U.S. Attorney’s Office Seeks Preliminary Injunction To Stop Doctor From Illegally Prescribing Controlled Substances

For Immediate Release
U.S. Attorney's Office, District of Utah

SALT LAKE CITY -- The U.S. Attorney’s Office in Salt Lake City filed a civil complaint in U.S. District Court afternoon morning against a doctor the complaint alleges is issuing prescriptions for controlled substances in violation of the Controlled Substance Act. To protect the public, the United States is also seeking a preliminary injunction to immediately stop the doctor from prescribing powerful controlled substances.

According to the complaint, Dr. Nicholas Carl Greenwood operates Greenwood Addiction Physicians in Murray. Greenwood Addiction Physicians claims on its website to be the premier outpatient program for the treatment of opioid dependence in the Western United States.  In reality, the complaint alleges, Dr. Greenwood issues prescriptions for substances with no legitimate medical purpose and outside the usual course of professional practice. 

Through his business, Dr. Greenwood claims to offer treatment options for opioid dependence, alcohol dependence, Benzodiazepine dependence, outpatient medical detox, and nicotine/tobacco dependence.

Dr. Greenwood has the authority to dispense and administer Schedule III drugs for maintenance or detoxification treatment.  Currently, the only controlled substance approved for the treatment of narcotic addiction is Buprenorphine.

A Schedule III controlled substance, Buprenorphine and Buprenorphine combination products are manufactured by multiple companies, according to an affidavit filed in the case.  The products are marketed under several trade names including Suboxone, Zubsolv, and Butrans. Suboxone is sold as a dissolvable film for the treatment of opioid dependence and should be used as part of a complete treatment plan including counseling and psychosocial support.   

According to the complaint, on April 4, 2018, the Tooele County Sheriff’s Office told the DEA’s Tactical Division Squad that an inmate was organizing and paying individuals to obtain controlled substances from Dr. Greenwood. 

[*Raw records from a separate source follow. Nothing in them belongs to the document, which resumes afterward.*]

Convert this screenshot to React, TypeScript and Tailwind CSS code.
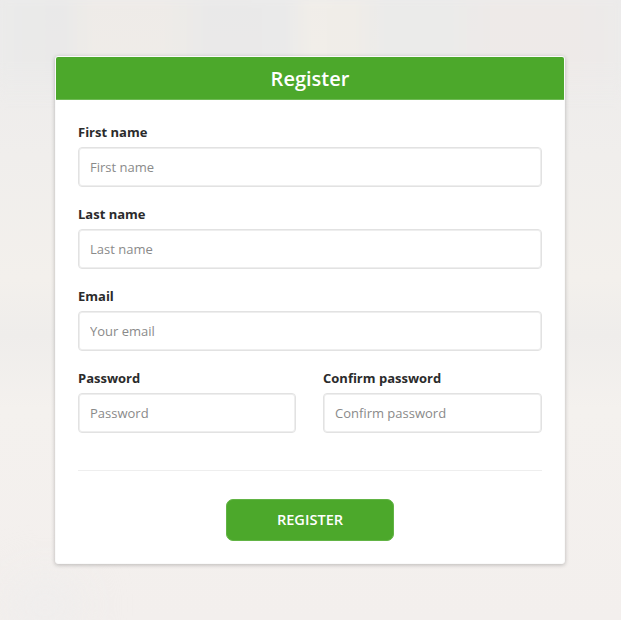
const FIELD_LABEL = "text-[13px] leading-[18px] font-bold text-[#2b2b2b]";

function Field({
  label,
  placeholder,
  type = "text",
}: {
  label: string;
  placeholder: string;
  type?: string;
}) {
  return (
    <div className="flex flex-col gap-[6px]">
      <label className={FIELD_LABEL}>{label}</label>
      <input
        type={type}
        placeholder={placeholder}
        className="h-10 w-full rounded-[4px] border border-[#e2e2e2] bg-white px-[11px] text-[13px] text-[#444] shadow-[inset_0_0_0_1px_#eeeeee] outline-none placeholder:text-[#8a8a8a]"
      />
    </div>
  );
}

export default function App() {
  return (
    <div className="relative h-[620px] w-full overflow-hidden bg-[linear-gradient(180deg,#ecebeb_0%,#f0eeec_25%,#f3f0ec_45%,#efedeb_54%,#f4f1ee_66%,#f3efed_100%)] font-['Open_Sans','Noto_Sans',sans-serif]">
      {/* blurred photo behind the card */}
      <div className="absolute inset-x-0 top-0 h-[110px] bg-[linear-gradient(90deg,#ebebea_0%,#e9e9e9_10%,#f0ece8_15%,#f0ece8_26%,#e9e9e9_34%,#eaeaea_46%,#f3efe9_50%,#f2eee8_57%,#ebebea_62%,#ebebea_72%,#efeae8_80%,#efeae8_92%,#ecebea_100%)] opacity-70 blur-[3px] [mask-image:linear-gradient(180deg,black_55%,transparent)]" />
      <div className="absolute bottom-[-10px] left-[10px] h-[50px] w-[70px] rounded-full bg-[#eeeded] blur-xl" />

      <div className="relative pl-[55px] pt-[56px]">
        <div className="w-[510px] overflow-hidden rounded-[3px] border border-[#fafafa] bg-white shadow-[0_1px_4px_rgba(0,0,0,0.24)]">
          <h1 className="flex h-[43px] items-center justify-center border-b border-[#6fba55] bg-[#4ca82b] pt-[1px] text-[20px] font-semibold text-white">
            Register
          </h1>
          <form className="flex flex-col gap-[18px] px-[22px] pt-[23px]">
            <Field label="First name" placeholder="First name" />
            <Field label="Last name" placeholder="Last name" />
            <Field label="Email" placeholder="Your email" type="email" />
            <div className="grid grid-cols-[218px_219px] gap-[27px]">
              <Field label="Password" placeholder="Password" type="password" />
              <Field label="Confirm password" placeholder="Confirm password" type="password" />
            </div>
          </form>
          <div className="mx-[22px] mt-[37px] border-t border-[#eeeeee]" />
          <div className="flex justify-center pb-[22px] pt-[28px]">
            <button className="h-[42px] w-[168px] rounded-[7px] border border-[#62b445] bg-[#4ca82b] text-[14.6px] font-semibold text-white">
              REGISTER
            </button>
          </div>
        </div>
      </div>
    </div>
  );
}
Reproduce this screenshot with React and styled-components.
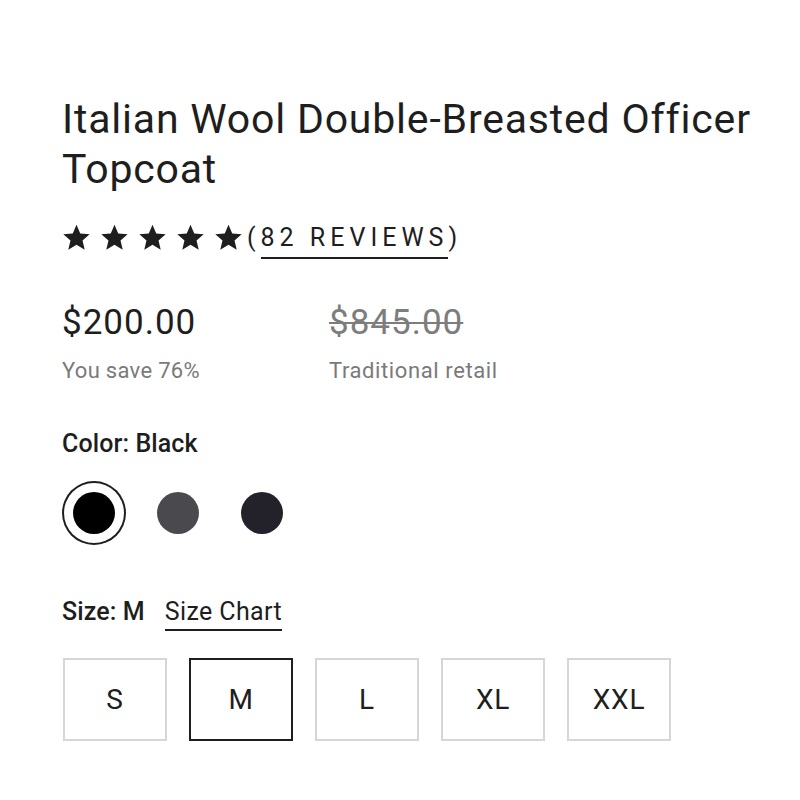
import React from 'react';
import styled, { createGlobalStyle } from 'styled-components';

const GlobalStyle = createGlobalStyle`
  body {
    margin: 0;
    background: #fff;
    font-family: Roboto, "Liberation Sans", sans-serif;
    color: #1e1e1e;
  }
`;

const Page = styled.div`
  padding: 94px 40px 0 62px;
`;

const Title = styled.h1`
  margin: 0;
  font-size: 41px;
  font-weight: 400;
  line-height: 50px;
  letter-spacing: 0.8px;
  color: #1e1e1e;
`;

const RatingRow = styled.div`
  display: flex;
  align-items: center;
  height: 29px;
  margin-top: 29px;
`;

const Stars = styled.div`
  display: flex;
  gap: 9px;
  svg {
    display: block;
    width: 29px;
    height: 29px;
    fill: #1e1e1e;
  }
`;

const Reviews = styled.span`
  font-size: 25px;
  line-height: 29px;
  letter-spacing: 5px;
  margin-left: 4px;
  span {
    border-bottom: 2px solid #1e1e1e;
    padding-bottom: 5px;
  }
`;

const Prices = styled.div`
  display: flex;
  margin-top: 49px;
`;

const PriceCol = styled.div`
  width: ${p => p.width}px;
`;

const Price = styled.div`
  font-size: 35px;
  line-height: 44px;
  letter-spacing: 1px;
  color: ${p => (p.old ? '#7d7d7d' : '#1e1e1e')};
  text-decoration: ${p => (p.old ? 'line-through' : 'none')};
  text-decoration-thickness: 2px;
`;

const PriceNote = styled.div`
  margin-top: 13px;
  font-size: 22px;
  line-height: 26px;
  letter-spacing: ${p => p.spacing || 0.3}px;
  color: #7a7a7a;
`;

const Label = styled.div`
  display: flex;
  align-items: baseline;
  gap: 20px;
  font-size: 25px;
  line-height: 30px;
  letter-spacing: 0.1px;
  font-weight: 500;
  margin-top: ${p => p.top}px;
`;

const Link = styled.span`
  font-weight: 400;
  letter-spacing: 0.4px;
  border-bottom: 2px solid #1e1e1e;
  padding-bottom: 2px;
`;

const Swatches = styled.div`
  display: flex;
  align-items: center;
  gap: 42px;
  margin-top: 33px;
`;

const Swatch = styled.div`
  width: 42px;
  height: 42px;
  border-radius: 50%;
  background: ${p => p.color};
  box-shadow: ${p => (p.selected ? '0 0 0 9px #fff, 0 0 0 11px #1e1e1e' : 'none')};
  margin-left: ${p => (p.selected ? '11px' : '0')};
`;

const Sizes = styled.div`
  display: flex;
  gap: 22px;
  margin-top: 27px;
  margin-left: 1px;
`;

const SizeBox = styled.div`
  width: 104px;
  height: 83px;
  box-sizing: border-box;
  display: flex;
  align-items: center;
  justify-content: center;
  font-size: 28px;
  letter-spacing: 0.8px;
  border: 2px solid ${p => (p.selected ? '#1e1e1e' : '#d6d6d6')};
`;

const Star = () => (
  <svg viewBox="0 0 24 24">
    <path d="M12 1.5l3.1 7.2 7.8.7-5.9 5.1 1.8 7.6L12 18.1l-6.8 4 1.8-7.6-5.9-5.1 7.8-.7z" />
  </svg>
);

export default function App() {
  return (
    <Page>
      <GlobalStyle />
      <Title>
        Italian Wool Double-Breasted Officer
        <br />
        Topcoat
      </Title>
      <RatingRow>
        <Stars>
          {[0, 1, 2, 3, 4].map(i => (
            <Star key={i} />
          ))}
        </Stars>
        <Reviews>
          (<span>82 REVIEWS</span>)
        </Reviews>
      </RatingRow>
      <Prices>
        <PriceCol width={267}>
          <Price>$200.00</Price>
          <PriceNote>You save 76%</PriceNote>
        </PriceCol>
        <PriceCol width={220}>
          <Price old>$845.00</Price>
          <PriceNote spacing={0.6}>Traditional retail</PriceNote>
        </PriceCol>
      </Prices>
      <Label top={45}>Color: Black</Label>
      <Swatches>
        <Swatch color="#000" selected />
        <Swatch color="#4a4a4e" />
        <Swatch color="#23222b" />
      </Swatches>
      <Label top={63}>
        Size: M <Link>Size Chart</Link>
      </Label>
      <Sizes>
        {['S', 'M', 'L', 'XL', 'XXL'].map(s => (
          <SizeBox key={s} selected={s === 'M'}>
            {s}
          </SizeBox>
        ))}
      </Sizes>
    </Page>
  );
}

Following the tip from the Tooele County Jail inmate, three separate agents with the DEA Tactical Diversion Squad visited Dr. Greenwood 20 times in an undercover capacity, according to the complaint.  The complaint alleges that over the course of almost eight months, Dr, Greenwood wrote the undercover agents 19 prescriptions for 889 pills without a legitimate medical purpose and outside the usual course of professional practice. All prescriptions were for Buprenorphine. The agents visited Dr. Greenwood from June 28, 2018, through February 21, 2019.

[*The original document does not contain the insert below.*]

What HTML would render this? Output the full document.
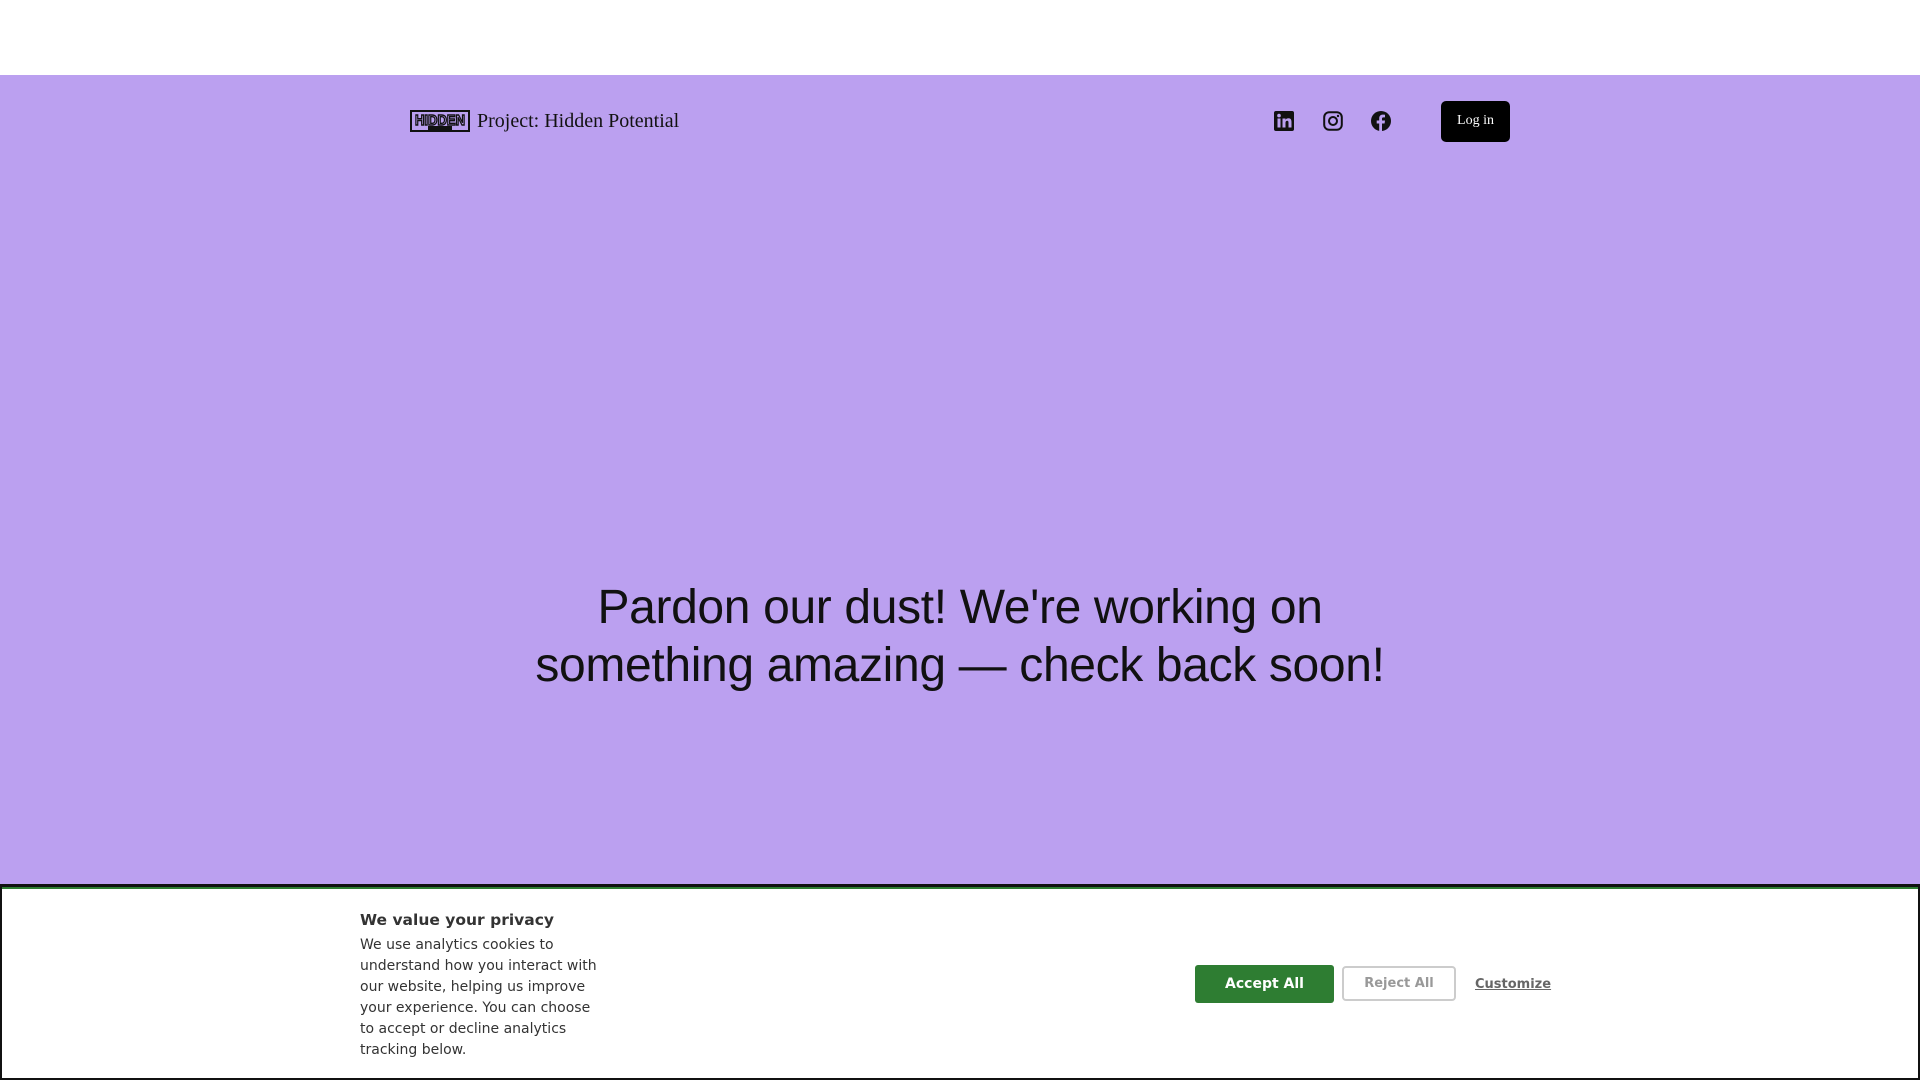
<!DOCTYPE html>
<html><head><meta charset="utf-8"><style>
*{margin:0;padding:0;box-sizing:border-box}
body{width:1920px;height:1080px;overflow:hidden;background:#fff;position:relative;font-family:"Liberation Sans",sans-serif}
.hero{position:absolute;top:75px;left:0;width:1920px;height:812px;background:#bba0f0}
.brand{position:absolute;left:410px;top:109px;display:flex;align-items:center}
.brand span{font-family:"Liberation Serif",serif;font-size:20px;color:#111;margin-left:7px}
.ic{position:absolute;top:111px;width:20px;height:20px}
.login{position:absolute;left:1441px;top:101px;width:69px;height:41px;background:#000;border-radius:5px;color:#fff;font-family:"Liberation Serif",serif;font-size:14px;text-align:center;line-height:40px}
h1{position:absolute;left:0;width:1920px;top:579px;text-align:center;font-weight:400;font-size:48px;line-height:58px;color:#111;letter-spacing:-0.35px}
.banner{position:absolute;left:0;top:884px;width:1920px;height:196px;background:#fff;border:2px solid #111;border-top:3px solid #111;box-shadow:inset 0 2px 0 #2e7d32}
.txt{position:absolute;left:358px;top:24px;width:240px;font-family:"DejaVu Sans",sans-serif;color:#333}
.txt b{display:block;font-size:15.5px;margin-bottom:6px}
.txt p{font-size:14px;line-height:21px}
.btn{position:absolute;font-family:"DejaVu Sans",sans-serif;font-weight:bold;font-size:14px;text-align:center}
</style></head><body>
<div class="hero"></div>
<div class="brand">
<svg width="60" height="24" viewBox="0 0 60 24"><path d="M1 2h58v20H1z" fill="none" stroke="#111" stroke-width="2"/><text x="30" y="16" text-anchor="middle" font-family="Liberation Sans" font-weight="bold" font-size="15" fill="#bba0f0" stroke="#111" stroke-width="1.4" textLength="50" lengthAdjust="spacingAndGlyphs">HIDDEN</text><rect x="18" y="17" width="24" height="4" fill="#111"/></svg>
<span>Project: Hidden Potential</span></div>
<svg class="ic" style="left:1274px" viewBox="0 0 20 20"><rect x="0" y="0" width="20" height="20" rx="2" fill="#111"/><rect x="3.5" y="7.5" width="3" height="9" fill="#bba0f0"/><circle cx="5" cy="4.6" r="1.8" fill="#bba0f0"/><path d="M8.5 7.5h3v1.4c.6-1 1.7-1.6 3-1.6 2.3 0 3 1.5 3 3.8v5.4h-3v-4.8c0-1.1-.3-1.9-1.3-1.9-1 0-1.7.7-1.7 1.9v4.8h-3z" fill="#bba0f0"/></svg>
<svg class="ic" style="left:1323px" viewBox="0 0 20 20"><rect x="1.2" y="1.2" width="17.6" height="17.6" rx="5" fill="none" stroke="#111" stroke-width="2"/><circle cx="10" cy="10" r="4" fill="none" stroke="#111" stroke-width="2"/><circle cx="15" cy="5" r="1.2" fill="#111"/></svg>
<svg class="ic" style="left:1371px" viewBox="0 0 20 20"><circle cx="10" cy="10" r="10" fill="#111"/><path d="M11 20v-7.5h2.6l.4-3H11V7.8c0-.9.3-1.4 1.5-1.4H14V3.7c-.3 0-1.2-.1-2.2-.1-2.2 0-3.6 1.3-3.6 3.7v2.2H5.7v3h2.5V20z" fill="#bba0f0"/></svg>
<div class="login">Log in</div>
<h1>Pardon our dust! We're working on<br>something amazing — check back soon!</h1>
<div class="banner">
<div class="txt"><b>We value your privacy</b><p>We use analytics cookies to understand how you interact with our website, helping us improve your experience. You can choose to accept or decline analytics tracking below.</p></div>
<div class="btn" style="left:1193px;top:78px;width:139px;height:38px;background:#2e7d32;color:#fff;border-radius:3px;line-height:38px">Accept All</div>
<div class="btn" style="left:1340px;top:79px;width:114px;height:35px;border:2px solid #ccc;color:#999;border-radius:4px;line-height:31px;font-size:13px">Reject All</div>
<div class="btn" style="left:1473px;top:88px;color:#666;text-decoration:underline;font-size:13px;line-height:20px">Customize</div>
</div>
</body></html>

The complaint alleges all of the agents’ visits with Dr. Greenwood followed the same pattern: Dr. Greenwood never performed a medical examination, never asked questions about the agent’s health or symptoms, and never reviewed prior medical records. Instead, Dr. Greenwood issued prescriptions for Buprenorphine to the undercover agents without any evidence of medical need. Dr. Greenwood issued most of the prescriptions without actually meeting with the undercover agents, according to documents filed in court.

Dr. Greenwood knew, or should have known, that the prescriptions he issued, essentially on a cash-and-carry basis, were not medically necessary and were being sold or traded on the street, documents filed in court allege.  Dr. Greenwood believed that 25 to 50 percent of the prescriptions he issued were sold or traded, documents filed with the court allege. None of Dr. Greenwood’s prescriptions issued to the undercover investigators had a legitimate medical purpose, according to a motion and memorandum in support of a preliminary injunction filed with the court.

The United States is seeking to stop Dr. Greenwood from prescribing controlled substances. Accordingly, the United States moved for a preliminary injunction at the same time it filed the complaint against Dr. Greenwood. Dr. Greenwood will have 60 days to respond to the complaint and 14 days to respond to the motion.

The claims made in the complaint and other court filings are allegations only, and there has been no determination of liability.